Can you try to come up with things that you think this syntax will handle poorly, and I’ll try to see if I can make it work? For the example in your question, I will create some dummy code:
Suppose we have these functions:
@mc begin
f = [{it+x} for x ∈ 1:3];
g = [{it*x} for x ∈ 3:-1:1];
h = [{it^x} for x ∈ 1:3];
end
And we create a chain:
julia> (3,2,1).{
it...
f[1] f[2] f[3]
g[1] g[2] g[3]
h[1] h[2] h[3]
them
}
(12, 64, 64)
@macroexpand reveals the real structure of what's being executed
It’s not perfect (it has a couple unnecessary assignments which get compiled away), but it does the trick:
julia> @macroexpand (1,2,3).{
it...
f[1] f[2] f[3]
g[1] g[2] g[3]
h[1] h[2] h[3]
them
}
:(let it = (1, 2, 3), them = (it,)
them = (it...,)
them = (let it = them[1]
it = (f[1])(it)
it = (g[1])(it)
it = (h[1])(it)
end, let it = them[2]
it = (f[2])(it)
it = (g[2])(it)
it = (h[2])(it)
end, let it = them[3]
it = (f[3])(it)
it = (g[3])(it)
it = (h[3])(it)
end)
it = them[1]
it = them
it
end)
Now, suppose we wish to access the result of the top-left call f[1]
, and include it in the output tuple. We can do this with:
julia> (3,2,1).{
it...
f[1] f[2] f[3]
g[1] g[2] g[3] them[1]
h[1] h[2] h[3] _
them
}
(12, 64, 64, 4)
If we then wish to add it to the result of calling h[2]
, we can do this:
julia> (3,2,1).{
it...
f[1] f[2] f[3]
g[1] g[2] g[3] them[1]
h[1] h[2] h[3] _
_ it+them[4] _ _
them
}
(12, 68, 64, 4)
I change my mind, we can discard the final value:
julia> (3,2,1).{
it...
f[1] f[2] f[3]
g[1] g[2] g[3] them[1]
h[1] h[2] h[3] _
_ it+them[4] _ _
them[1:3]
}
(12, 68, 64)
Now, the fact that accessing them[1]
caused all the chains to cease, their values to be collected, and then and re-start, might be inconvenient if we’re multi-threading (or if we had other local variables in the chains we didn’t want discarded).

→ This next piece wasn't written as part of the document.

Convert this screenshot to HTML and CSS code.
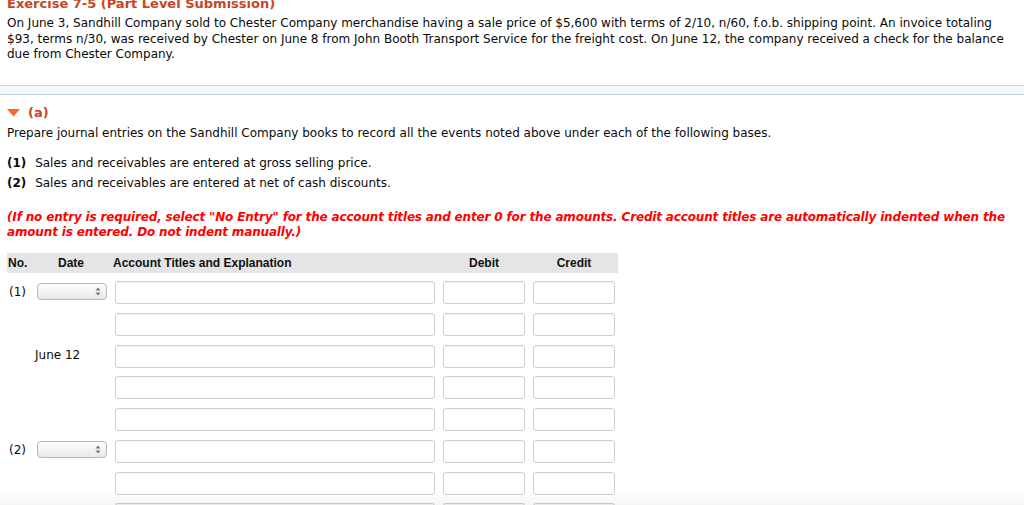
FILE: index.html
```html
<!DOCTYPE html>
<html lang="en">
<head>
<meta charset="utf-8">
<title>Exercise 7-5</title>
<link rel="stylesheet" href="styles.css">
</head>
<body>
<div class="page">
  <div class="wrap">
    <h1 class="title">Exercise 7-5 (Part Level Submission)</h1>
    <p class="intro">On June 3, Sandhill Company sold to Chester Company merchandise having a sale price of $5,600 with terms of 2/10, n/60, f.o.b. shipping point. An invoice totaling $93, terms n/30, was received by Chester on June 8 from John Booth Transport Service for the freight cost. On June 12, the company received a check for the balance due from Chester Company.</p>
  </div>
  <div class="divider"></div>
  <div class="wrap">
    <div class="part-head">
      <svg class="caret" width="13" height="8" viewBox="0 0 13 8"><polygon points="0,0 13,0 6.5,7.5" fill="#f26b22"/></svg>
      <span class="part-label">(a)</span>
    </div>
    <p class="prompt">Prepare journal entries on the Sandhill Company books to record all the events noted above under each of the following bases.</p>
    <ol class="bases">
      <li><b class="num">(1)</b> Sales and receivables are entered at gross selling price.</li>
      <li><b class="num">(2)</b> Sales and receivables are entered at net of cash discounts.</li>
    </ol>
    <p class="note">(If no entry is required, select "No Entry" for the account titles and enter 0 for the amounts. Credit account titles are automatically indented when the amount is entered. Do not indent manually.)</p>

    <div class="journal">
      <div class="jhead">
        <span class="h-no">No.</span>
        <span class="h-date">Date</span>
        <span class="h-acct">Account Titles and Explanation</span>
        <span class="h-amt debit">Debit</span>
        <span class="h-amt credit">Credit</span>
      </div>
      <div class="jrow">
        <span class="no">(1)</span>
        <span class="date"><span class="select"><svg width="6" height="9" viewBox="0 0 6 9"><polygon points="3,0.5 5.5,3.5 0.5,3.5" fill="#777"/><polygon points="0.5,5.5 5.5,5.5 3,8.5" fill="#777"/></svg></span></span>
        <span class="field acct"></span><span class="field debit"></span><span class="field credit"></span>
      </div>
      <div class="jrow">
        <span class="no"></span><span class="date"></span>
        <span class="field acct"></span><span class="field debit"></span><span class="field credit"></span>
      </div>
      <div class="jrow">
        <span class="no"></span><span class="date text">June 12</span>
        <span class="field acct"></span><span class="field debit"></span><span class="field credit"></span>
      </div>
      <div class="jrow">
        <span class="no"></span><span class="date"></span>
        <span class="field acct"></span><span class="field debit"></span><span class="field credit"></span>
      </div>
      <div class="jrow">
        <span class="no"></span><span class="date"></span>
        <span class="field acct"></span><span class="field debit"></span><span class="field credit"></span>
      </div>
      <div class="jrow">
        <span class="no">(2)</span>
        <span class="date"><span class="select"><svg width="6" height="9" viewBox="0 0 6 9"><polygon points="3,0.5 5.5,3.5 0.5,3.5" fill="#777"/><polygon points="0.5,5.5 5.5,5.5 3,8.5" fill="#777"/></svg></span></span>
        <span class="field acct"></span><span class="field debit"></span><span class="field credit"></span>
      </div>
      <div class="jrow">
        <span class="no"></span><span class="date"></span>
        <span class="field acct"></span><span class="field debit"></span><span class="field credit"></span>
      </div>
      <div class="jrow">
        <span class="no"></span><span class="date"></span>
        <span class="field acct"></span><span class="field debit"></span><span class="field credit"></span>
      </div>
    </div>
  </div>
</div>
<div class="fade"></div>
</body>
</html>
```

FILE: styles.css
```css
html, body {
  margin: 0;
  padding: 0;
  background: #fff;
  overflow: hidden;
}
body {
  font-family: "DejaVu Sans", Verdana, sans-serif;
  font-size: 12px;
  color: #0a0a0a;
}
.page {
  width: 1024px;
}
.wrap {
  padding: 0 7px;
}
.title {
  margin: -4px 0 0;
  height: 16px;
  line-height: 16px;
  font-size: 13px;
  font-weight: bold;
  color: #c8461f;
}
.intro {
  margin: 4px 0 0;
  line-height: 15.5px;
}
.divider {
  margin-top: 22px;
  height: 8px;
  background: #f5f8fc;
  border-top: 1px solid #c9d2e0;
  border-bottom: 1px solid #c3cbd3;
}
.part-head {
  margin-top: 10px;
  height: 16px;
  display: flex;
  align-items: center;
}
.caret {
  display: block;
  margin-right: 8px;
}
.part-label {
  font-size: 13px;
  font-weight: bold;
  color: #c8461f;
}
.prompt {
  margin: 4px 0 0;
  line-height: 16px;
}
.bases {
  list-style: none;
  margin: 12px 0 0;
  padding: 0;
}
.bases li {
  line-height: 20px;
}
.num {
  margin-right: 5px;
}
.note {
  margin: 17.5px 0 0;
  line-height: 15px;
  color: #f00;
  font-weight: bold;
  font-style: italic;
  letter-spacing: -0.16px;
}
.journal {
  margin-top: 13px;
  width: 611px;
}
.jhead,
.jrow {
  display: grid;
  grid-template-columns: 30px 78px 320px 8px 82px 8px 82px;
  grid-template-areas: "no date acct . d . c";
  align-items: center;
}
.jhead {
  height: 20px;
  background: #e5e5e5;
  font-family: "Liberation Sans", Arial, sans-serif;
  font-weight: bold;
  font-size: 12px;
  color: #111;
}
.h-no { grid-area: no; padding-left: 1px; }
.h-date { grid-area: date; padding-left: 21px; }
.h-acct { grid-area: acct; margin-left: -2px; }
.h-amt { text-align: center; }
.jrow {
  height: 23px;
  margin-top: 8.75px;
}
.jhead + .jrow { margin-top: 8px; }
.no { grid-area: no; padding-left: 2px; margin-top: -2px; }
.date { grid-area: date; }
.date.text { margin-left: -2px; margin-top: -2px; }
.field {
  display: block;
  height: 23px;
  box-sizing: border-box;
  border: 1px solid #cfcfcf;
  border-radius: 3px;
  background: #fff;
  box-shadow: inset 0 1px 1px rgba(0,0,0,0.04);
}
.acct { grid-area: acct; }
.debit { grid-area: d; }
.credit { grid-area: c; }
.select {
  display: flex;
  align-items: center;
  justify-content: flex-end;
  box-sizing: border-box;
  width: 70px;
  height: 17px;
  margin-top: -3px;
  padding-right: 5px;
  border: 1px solid #b9b9b9;
  border-radius: 4px;
  background: linear-gradient(#fdfdfd, #e9e9e9);
}
.select svg { display: block; }
.fade {
  position: fixed;
  left: 0;
  right: 0;
  bottom: 0;
  height: 13px;
  background: linear-gradient(rgba(0,0,0,0), rgba(0,0,0,0.045));
  pointer-events: none;
}
```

Calling @macroexpand shows how all three chains have been interrupted.
julia> @macroexpand julia> (3,2,1).{
it...
f[1] f[2] f[3]
g[1] g[2] g[3] them[1]
h[1] h[2] h[3] _
_ it+them[4] _ _
them[1:3]
}
:(julia > let it = (3, 2, 1), them = (it,)
them = (it...,)
them = (let it = them[1]
it = (f[1])(it)
end, let it = them[2]
it = (f[2])(it)
end, let it = them[3]
it = (f[3])(it)
end)
it = them[1]
them = (let it = them[1]
it = (g[1])(it)
it = (h[1])(it)
end, let it = them[2]
it = (g[2])(it)
it = (h[2])(it)
end, let it = them[3]
it = (g[3])(it)
it = (h[3])(it)
end, let it = them[3]
it = them[1]
end)
it = them[1]
them = (let it = them[1]
it
end, let it = them[2]
it = it + them[4]
end, let it = them[3]
it
end, let it = them[4]
it
end)
it = them[1]
it = them[1:3]
it
end)
We would like only the left-most chain to stop so we put f[1]
in a row by itself:
julia> (3,2,1).{
it...
f[1] _ _
_ f[2] f[3] them[1]
g[1] g[2] g[3] _
h[1] h[2] h[3] _
_ it+them[4] _ _
them[1:3]
}
(12, 68, 64)
This is what running `@macroexpand` on this looks like.

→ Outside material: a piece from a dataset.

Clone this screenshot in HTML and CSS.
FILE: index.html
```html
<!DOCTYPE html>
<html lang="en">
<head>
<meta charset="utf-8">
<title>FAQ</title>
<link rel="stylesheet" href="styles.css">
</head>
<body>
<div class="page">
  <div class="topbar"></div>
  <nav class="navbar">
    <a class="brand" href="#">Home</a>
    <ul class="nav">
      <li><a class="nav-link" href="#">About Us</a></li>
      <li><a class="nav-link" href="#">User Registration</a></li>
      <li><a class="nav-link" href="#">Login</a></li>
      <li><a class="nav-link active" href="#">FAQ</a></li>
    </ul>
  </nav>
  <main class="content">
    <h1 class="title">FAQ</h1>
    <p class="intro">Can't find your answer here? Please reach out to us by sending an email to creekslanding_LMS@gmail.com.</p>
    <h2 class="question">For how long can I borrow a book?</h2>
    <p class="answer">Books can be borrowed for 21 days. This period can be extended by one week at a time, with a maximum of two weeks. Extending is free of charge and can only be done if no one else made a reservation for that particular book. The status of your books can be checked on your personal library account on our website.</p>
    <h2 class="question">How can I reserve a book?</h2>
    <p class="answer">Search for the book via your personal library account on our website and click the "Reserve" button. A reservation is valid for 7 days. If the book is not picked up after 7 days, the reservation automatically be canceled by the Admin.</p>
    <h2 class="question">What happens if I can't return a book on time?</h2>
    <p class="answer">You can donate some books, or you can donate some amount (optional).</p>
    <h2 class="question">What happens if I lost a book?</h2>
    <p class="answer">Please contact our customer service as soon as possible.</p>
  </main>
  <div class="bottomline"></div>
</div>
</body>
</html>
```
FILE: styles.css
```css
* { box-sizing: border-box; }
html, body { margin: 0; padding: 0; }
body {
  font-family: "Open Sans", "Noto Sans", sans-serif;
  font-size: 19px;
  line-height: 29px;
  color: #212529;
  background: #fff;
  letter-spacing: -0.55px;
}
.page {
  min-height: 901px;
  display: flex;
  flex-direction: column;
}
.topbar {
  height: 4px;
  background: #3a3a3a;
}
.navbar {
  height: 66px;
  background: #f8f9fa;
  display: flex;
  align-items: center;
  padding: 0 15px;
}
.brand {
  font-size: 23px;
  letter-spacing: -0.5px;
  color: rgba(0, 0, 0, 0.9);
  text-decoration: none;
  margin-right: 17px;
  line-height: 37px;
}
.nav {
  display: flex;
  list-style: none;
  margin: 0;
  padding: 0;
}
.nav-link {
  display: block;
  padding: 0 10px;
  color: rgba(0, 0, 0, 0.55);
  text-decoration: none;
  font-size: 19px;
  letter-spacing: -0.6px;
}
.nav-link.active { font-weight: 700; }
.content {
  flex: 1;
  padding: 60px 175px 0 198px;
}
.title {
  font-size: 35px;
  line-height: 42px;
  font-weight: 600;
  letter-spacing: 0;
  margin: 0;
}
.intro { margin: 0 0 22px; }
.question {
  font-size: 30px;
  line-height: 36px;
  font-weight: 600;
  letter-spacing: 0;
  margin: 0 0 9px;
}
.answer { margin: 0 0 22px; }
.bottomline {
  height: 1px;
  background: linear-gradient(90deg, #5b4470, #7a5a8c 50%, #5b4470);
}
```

julia> @macroexpand julia> (3,2,1).{
it...
f[1] _ _
_ f[2] f[3] them[1]
g[1] g[2] g[3] _
h[1] h[2] h[3] _
_ it+them[4] _ _
them[1:3]
}
:(julia > let it = (3, 2, 1), them = (it,)
them = (it...,)
them = (let it = them[1]
it = (f[1])(it)
end, let it = them[2]
it
end, let it = them[3]
it
end)
it = them[1]
them = (let it = them[1]
it = (g[1])(it)
it = (h[1])(it)
end, let it = them[2]
it = (f[2])(it)
it = (g[2])(it)
it = (h[2])(it)
end, let it = them[3]
it = (f[3])(it)
it = (g[3])(it)
it = (h[3])(it)
end, let it = them[3]
it = them[1]
end)
it = them[1]
them = (let it = them[1]
it
end, let it = them[2]
it = it + them[4]
end, let it = them[3]
it
end, let it = them[4]
it
end)
it = them[1]
it = them[1:3]
it
end)
Overall, I felt like this wasn’t a hassle at all. Although, it seems like running @macroexpand
will be useful for inspecting the code when it’s eventually desired to make it performant.
I want to keep playing with examples to see if there’s anything it handles really poorly. So far I’ve been too happy with it.